### Goal
Only one span of the listing below is wanted: the lines from the one with "Clone this screenshot" through the one with "string; count: number;", reproduced exactly, both ends kept.

### Given entries

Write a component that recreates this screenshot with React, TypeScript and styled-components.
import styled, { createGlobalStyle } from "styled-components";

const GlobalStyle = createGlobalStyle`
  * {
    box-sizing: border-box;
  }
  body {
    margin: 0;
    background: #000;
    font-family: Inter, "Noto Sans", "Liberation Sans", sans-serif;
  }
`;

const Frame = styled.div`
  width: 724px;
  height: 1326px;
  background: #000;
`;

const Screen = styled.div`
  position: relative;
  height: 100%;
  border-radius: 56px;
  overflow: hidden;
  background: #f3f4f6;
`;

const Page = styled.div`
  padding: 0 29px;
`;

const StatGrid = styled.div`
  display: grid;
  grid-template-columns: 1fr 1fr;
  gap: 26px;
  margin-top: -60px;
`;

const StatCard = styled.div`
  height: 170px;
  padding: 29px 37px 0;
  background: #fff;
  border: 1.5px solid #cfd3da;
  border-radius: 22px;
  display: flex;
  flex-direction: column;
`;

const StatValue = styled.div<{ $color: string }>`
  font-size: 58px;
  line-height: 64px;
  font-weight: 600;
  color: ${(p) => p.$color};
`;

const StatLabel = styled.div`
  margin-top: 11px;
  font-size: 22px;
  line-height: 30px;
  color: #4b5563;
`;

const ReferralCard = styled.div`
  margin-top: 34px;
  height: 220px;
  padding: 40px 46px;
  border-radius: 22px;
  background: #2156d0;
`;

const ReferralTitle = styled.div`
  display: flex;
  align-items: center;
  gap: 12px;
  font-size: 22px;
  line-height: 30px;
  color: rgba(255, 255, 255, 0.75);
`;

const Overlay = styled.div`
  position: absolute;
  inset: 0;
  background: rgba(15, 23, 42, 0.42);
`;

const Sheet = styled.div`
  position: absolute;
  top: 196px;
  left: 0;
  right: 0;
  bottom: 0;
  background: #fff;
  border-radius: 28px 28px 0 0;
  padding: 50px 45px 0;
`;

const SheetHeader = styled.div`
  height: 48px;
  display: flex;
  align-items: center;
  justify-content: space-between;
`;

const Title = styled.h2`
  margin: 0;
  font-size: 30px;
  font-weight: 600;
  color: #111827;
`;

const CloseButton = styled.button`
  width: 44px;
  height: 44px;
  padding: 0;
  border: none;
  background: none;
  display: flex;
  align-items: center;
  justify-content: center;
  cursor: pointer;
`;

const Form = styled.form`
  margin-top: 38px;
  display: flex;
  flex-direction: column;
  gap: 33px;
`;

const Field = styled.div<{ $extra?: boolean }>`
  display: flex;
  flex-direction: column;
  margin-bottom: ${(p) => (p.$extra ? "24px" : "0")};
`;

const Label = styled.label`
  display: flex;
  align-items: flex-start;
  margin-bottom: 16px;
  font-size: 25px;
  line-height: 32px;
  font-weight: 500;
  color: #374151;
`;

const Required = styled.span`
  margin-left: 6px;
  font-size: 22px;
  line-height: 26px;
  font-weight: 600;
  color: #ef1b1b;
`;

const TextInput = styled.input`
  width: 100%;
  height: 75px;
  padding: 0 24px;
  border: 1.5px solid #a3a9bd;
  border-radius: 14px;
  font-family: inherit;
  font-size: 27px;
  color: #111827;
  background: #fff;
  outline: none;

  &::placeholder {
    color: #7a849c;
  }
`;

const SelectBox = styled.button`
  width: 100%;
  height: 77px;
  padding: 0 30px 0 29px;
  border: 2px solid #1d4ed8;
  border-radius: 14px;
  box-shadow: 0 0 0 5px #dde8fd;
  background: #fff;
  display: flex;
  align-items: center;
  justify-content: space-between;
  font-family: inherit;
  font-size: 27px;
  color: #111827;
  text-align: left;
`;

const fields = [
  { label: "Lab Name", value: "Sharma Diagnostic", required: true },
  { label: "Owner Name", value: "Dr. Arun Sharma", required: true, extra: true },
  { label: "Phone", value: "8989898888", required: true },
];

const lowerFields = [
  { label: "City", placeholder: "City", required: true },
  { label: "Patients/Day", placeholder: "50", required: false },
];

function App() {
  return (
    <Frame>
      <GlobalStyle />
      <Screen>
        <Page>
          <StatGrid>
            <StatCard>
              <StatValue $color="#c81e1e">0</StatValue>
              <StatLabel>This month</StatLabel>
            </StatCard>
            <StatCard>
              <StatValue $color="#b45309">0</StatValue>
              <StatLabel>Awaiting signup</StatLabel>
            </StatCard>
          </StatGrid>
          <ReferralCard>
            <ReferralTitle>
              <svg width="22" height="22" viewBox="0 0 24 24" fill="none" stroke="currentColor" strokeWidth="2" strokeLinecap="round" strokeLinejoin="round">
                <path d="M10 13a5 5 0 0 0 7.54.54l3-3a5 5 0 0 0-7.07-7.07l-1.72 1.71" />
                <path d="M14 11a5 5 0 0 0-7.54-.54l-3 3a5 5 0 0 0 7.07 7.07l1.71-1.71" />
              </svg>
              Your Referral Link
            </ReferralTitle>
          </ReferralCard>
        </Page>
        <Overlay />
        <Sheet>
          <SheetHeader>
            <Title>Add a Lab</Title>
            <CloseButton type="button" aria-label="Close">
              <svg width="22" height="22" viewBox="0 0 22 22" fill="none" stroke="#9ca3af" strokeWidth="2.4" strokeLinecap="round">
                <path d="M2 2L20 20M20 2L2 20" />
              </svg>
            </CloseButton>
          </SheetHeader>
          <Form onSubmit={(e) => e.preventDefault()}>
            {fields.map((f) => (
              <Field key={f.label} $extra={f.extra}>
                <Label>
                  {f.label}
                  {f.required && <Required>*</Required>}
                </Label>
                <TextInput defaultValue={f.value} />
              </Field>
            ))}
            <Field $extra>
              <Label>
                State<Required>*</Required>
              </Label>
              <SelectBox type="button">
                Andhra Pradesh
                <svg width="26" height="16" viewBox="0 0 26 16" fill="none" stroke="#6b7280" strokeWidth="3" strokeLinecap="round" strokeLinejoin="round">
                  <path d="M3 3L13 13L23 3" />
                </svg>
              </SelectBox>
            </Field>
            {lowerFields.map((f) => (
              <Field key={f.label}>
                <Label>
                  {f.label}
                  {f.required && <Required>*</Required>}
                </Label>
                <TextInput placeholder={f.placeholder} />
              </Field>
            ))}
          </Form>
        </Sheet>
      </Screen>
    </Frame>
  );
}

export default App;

==

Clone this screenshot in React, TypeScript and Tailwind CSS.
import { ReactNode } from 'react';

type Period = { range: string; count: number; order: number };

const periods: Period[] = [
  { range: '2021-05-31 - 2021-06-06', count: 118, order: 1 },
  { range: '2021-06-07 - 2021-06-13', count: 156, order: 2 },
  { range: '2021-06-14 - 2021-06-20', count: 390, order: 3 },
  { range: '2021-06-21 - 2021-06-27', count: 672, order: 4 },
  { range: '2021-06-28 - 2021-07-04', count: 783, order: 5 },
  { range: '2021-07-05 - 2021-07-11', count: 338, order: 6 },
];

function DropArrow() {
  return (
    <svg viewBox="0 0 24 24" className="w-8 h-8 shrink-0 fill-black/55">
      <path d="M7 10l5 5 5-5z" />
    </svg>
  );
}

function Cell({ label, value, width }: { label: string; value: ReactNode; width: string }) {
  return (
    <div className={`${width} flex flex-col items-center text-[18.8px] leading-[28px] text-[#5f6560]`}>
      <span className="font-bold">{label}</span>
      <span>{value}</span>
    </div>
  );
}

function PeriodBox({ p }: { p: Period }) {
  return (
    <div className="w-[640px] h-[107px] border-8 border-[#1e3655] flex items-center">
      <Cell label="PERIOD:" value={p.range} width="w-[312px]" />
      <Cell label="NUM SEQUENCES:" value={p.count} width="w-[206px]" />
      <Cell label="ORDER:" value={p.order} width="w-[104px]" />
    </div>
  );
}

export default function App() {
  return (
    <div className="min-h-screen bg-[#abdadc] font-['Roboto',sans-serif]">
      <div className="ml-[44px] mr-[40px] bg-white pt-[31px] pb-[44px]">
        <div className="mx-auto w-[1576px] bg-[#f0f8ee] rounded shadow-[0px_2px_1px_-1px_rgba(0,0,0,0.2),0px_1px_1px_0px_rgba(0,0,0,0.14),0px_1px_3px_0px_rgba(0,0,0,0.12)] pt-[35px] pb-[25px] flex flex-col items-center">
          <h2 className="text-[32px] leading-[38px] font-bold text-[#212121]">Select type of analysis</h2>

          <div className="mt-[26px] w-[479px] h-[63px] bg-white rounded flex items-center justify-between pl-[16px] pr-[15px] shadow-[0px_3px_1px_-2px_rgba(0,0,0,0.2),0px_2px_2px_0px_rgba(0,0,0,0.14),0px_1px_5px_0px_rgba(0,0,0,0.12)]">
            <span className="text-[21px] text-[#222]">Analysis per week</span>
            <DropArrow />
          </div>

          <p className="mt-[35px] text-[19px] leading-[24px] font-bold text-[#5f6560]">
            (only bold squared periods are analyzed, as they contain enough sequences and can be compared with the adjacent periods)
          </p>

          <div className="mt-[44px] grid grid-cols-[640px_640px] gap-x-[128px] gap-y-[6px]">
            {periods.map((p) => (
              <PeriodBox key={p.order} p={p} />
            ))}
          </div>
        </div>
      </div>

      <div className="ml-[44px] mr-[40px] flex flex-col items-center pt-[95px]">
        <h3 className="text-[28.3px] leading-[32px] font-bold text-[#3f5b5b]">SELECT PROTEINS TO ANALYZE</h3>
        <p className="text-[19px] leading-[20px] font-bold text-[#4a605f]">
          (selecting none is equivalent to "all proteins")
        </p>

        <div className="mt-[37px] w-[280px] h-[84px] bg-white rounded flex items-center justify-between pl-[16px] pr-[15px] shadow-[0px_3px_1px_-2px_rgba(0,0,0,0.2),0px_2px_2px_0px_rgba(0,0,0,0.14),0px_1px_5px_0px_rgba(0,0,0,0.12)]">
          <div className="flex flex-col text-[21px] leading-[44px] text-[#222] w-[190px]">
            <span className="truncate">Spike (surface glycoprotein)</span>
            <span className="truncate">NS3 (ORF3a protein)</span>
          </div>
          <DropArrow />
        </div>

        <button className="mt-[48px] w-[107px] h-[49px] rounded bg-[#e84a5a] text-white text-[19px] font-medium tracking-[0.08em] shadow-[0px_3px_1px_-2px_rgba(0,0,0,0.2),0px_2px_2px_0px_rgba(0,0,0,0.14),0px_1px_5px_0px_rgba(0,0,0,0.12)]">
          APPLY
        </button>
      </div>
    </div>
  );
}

...

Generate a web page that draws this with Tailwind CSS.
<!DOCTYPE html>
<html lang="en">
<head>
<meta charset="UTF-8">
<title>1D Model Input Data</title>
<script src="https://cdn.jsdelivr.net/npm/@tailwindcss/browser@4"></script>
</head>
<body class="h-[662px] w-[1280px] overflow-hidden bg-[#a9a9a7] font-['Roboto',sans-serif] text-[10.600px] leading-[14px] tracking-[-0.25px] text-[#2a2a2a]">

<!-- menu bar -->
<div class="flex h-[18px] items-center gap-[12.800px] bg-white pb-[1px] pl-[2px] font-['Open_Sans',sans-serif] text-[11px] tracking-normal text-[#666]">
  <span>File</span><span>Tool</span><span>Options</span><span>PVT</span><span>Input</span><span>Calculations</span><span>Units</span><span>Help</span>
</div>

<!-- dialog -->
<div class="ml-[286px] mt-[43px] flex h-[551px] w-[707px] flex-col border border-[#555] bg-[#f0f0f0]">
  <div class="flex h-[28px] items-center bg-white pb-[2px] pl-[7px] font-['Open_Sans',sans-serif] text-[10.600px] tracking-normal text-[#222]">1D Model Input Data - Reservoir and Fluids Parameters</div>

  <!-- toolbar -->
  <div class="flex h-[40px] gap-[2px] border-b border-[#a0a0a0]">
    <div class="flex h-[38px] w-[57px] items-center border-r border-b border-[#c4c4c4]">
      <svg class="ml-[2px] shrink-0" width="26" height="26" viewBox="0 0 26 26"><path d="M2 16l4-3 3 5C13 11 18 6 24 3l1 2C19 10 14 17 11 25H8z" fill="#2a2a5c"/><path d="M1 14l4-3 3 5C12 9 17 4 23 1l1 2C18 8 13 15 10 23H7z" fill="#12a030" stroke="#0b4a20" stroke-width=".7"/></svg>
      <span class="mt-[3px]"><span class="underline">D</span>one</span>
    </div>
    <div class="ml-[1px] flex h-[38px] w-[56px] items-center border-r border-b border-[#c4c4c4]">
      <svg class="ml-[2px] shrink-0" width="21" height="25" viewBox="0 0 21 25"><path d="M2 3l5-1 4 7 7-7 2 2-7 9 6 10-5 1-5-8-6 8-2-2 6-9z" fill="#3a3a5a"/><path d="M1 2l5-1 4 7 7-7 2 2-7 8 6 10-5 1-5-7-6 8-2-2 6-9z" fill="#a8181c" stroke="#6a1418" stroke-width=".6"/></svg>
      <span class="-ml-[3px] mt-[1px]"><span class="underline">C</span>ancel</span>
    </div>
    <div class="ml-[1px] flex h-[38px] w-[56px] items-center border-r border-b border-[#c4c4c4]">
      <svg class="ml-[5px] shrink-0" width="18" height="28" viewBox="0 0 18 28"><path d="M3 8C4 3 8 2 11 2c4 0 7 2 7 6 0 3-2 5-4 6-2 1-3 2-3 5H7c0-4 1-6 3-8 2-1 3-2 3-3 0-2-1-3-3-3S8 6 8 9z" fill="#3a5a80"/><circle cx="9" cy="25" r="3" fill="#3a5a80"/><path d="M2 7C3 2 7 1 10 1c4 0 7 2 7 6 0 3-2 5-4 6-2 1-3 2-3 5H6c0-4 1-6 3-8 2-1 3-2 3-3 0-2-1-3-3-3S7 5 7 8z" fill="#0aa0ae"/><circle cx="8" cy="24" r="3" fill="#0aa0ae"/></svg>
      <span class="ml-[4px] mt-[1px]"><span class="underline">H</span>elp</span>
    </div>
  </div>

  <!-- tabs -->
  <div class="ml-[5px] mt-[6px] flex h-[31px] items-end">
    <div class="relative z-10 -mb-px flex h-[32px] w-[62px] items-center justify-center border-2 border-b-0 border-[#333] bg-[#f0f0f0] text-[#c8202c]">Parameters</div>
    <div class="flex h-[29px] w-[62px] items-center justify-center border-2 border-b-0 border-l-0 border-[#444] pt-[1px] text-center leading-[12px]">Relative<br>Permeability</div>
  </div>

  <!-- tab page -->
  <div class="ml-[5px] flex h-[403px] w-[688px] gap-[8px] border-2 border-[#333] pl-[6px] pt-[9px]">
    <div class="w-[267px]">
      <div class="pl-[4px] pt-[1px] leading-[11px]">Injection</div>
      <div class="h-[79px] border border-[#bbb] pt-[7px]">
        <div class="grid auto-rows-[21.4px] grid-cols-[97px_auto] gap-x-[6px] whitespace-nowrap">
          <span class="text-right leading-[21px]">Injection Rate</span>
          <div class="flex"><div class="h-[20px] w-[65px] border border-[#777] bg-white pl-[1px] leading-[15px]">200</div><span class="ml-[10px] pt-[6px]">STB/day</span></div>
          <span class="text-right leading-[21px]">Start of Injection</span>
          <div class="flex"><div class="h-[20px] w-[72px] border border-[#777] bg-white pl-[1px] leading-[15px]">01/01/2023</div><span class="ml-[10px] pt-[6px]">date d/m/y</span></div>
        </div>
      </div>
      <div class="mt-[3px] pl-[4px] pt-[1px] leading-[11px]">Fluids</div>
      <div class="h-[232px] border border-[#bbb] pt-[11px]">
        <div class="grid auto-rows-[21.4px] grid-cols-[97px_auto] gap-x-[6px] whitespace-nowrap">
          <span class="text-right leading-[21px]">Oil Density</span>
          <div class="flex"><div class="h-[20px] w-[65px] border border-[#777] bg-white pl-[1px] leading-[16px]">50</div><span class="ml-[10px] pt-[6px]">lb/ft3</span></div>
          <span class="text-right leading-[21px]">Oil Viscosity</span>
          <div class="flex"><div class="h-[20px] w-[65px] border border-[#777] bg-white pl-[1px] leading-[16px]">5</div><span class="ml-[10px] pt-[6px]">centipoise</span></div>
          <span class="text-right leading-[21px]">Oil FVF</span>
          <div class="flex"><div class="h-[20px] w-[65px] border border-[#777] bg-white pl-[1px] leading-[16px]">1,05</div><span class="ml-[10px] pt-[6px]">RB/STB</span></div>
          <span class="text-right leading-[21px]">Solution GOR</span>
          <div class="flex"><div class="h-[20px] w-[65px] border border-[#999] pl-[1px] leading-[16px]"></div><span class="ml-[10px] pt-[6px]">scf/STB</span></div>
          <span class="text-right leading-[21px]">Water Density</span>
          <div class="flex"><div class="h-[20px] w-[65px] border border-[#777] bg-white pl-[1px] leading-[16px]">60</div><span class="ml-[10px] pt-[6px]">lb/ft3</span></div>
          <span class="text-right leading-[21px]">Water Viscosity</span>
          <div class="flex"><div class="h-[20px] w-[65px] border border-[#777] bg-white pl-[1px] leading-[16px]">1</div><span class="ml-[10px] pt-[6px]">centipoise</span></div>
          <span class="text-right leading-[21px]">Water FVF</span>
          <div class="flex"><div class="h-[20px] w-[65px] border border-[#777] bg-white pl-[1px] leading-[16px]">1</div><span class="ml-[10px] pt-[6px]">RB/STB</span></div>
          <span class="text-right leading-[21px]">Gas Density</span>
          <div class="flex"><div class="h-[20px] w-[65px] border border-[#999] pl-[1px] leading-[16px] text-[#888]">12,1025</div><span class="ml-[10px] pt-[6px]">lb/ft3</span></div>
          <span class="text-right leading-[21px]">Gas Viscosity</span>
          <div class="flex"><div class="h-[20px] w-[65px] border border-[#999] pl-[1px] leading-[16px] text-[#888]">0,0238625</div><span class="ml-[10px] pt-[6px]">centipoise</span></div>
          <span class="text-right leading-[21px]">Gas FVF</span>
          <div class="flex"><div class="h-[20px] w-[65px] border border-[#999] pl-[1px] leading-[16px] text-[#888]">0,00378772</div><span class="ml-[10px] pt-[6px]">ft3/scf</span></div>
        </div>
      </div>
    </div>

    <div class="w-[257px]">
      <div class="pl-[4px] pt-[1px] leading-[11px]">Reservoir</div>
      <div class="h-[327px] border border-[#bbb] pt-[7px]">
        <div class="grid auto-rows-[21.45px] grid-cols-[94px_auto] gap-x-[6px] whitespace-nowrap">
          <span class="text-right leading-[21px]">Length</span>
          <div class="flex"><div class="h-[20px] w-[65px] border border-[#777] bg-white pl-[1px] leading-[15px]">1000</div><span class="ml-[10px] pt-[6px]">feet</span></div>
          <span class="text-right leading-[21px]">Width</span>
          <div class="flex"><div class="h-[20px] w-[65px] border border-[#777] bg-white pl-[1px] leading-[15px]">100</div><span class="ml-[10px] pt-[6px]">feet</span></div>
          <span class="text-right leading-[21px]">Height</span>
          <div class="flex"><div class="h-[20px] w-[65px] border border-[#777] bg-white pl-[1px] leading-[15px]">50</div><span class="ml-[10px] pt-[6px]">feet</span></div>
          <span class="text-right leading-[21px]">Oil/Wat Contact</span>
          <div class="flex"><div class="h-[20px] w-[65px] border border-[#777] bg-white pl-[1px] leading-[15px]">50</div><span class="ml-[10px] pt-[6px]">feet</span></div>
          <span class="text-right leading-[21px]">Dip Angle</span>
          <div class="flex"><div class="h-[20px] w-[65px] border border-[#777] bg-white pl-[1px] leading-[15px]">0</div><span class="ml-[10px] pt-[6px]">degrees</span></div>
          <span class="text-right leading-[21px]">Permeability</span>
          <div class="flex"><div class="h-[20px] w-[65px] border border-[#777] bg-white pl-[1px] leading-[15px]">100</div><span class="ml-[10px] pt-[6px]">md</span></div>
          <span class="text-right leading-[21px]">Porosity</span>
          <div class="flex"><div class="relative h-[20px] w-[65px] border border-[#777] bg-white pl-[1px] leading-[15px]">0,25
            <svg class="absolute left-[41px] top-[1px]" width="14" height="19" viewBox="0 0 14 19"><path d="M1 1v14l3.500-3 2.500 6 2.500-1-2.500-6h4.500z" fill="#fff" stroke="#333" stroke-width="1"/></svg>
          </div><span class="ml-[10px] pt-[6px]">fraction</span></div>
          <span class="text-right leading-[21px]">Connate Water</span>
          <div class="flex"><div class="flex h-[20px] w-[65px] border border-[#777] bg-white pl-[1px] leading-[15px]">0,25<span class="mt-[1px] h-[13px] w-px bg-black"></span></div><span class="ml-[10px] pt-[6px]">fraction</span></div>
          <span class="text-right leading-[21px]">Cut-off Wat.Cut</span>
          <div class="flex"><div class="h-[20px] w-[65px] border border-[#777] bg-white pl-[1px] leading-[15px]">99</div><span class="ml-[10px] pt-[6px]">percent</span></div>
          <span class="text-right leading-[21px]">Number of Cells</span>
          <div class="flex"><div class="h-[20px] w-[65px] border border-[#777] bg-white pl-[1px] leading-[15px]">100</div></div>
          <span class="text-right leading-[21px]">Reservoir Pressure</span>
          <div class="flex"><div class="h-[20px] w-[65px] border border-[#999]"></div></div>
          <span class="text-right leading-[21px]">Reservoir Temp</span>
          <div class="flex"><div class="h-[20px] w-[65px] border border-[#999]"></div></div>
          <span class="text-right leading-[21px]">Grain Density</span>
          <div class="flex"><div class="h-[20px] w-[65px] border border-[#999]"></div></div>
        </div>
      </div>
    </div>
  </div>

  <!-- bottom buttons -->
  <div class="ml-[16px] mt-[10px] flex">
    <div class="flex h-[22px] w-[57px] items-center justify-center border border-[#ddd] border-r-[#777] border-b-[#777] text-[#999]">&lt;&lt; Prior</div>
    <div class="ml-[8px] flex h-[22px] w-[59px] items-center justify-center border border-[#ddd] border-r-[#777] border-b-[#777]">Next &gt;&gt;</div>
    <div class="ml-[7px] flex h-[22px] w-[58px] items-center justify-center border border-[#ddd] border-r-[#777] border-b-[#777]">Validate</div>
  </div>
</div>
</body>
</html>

### Solution to the problem
Clone this screenshot in React, TypeScript and Tailwind CSS.
import { ReactNode } from 'react';

type Period = { range: string; count: number; order: number };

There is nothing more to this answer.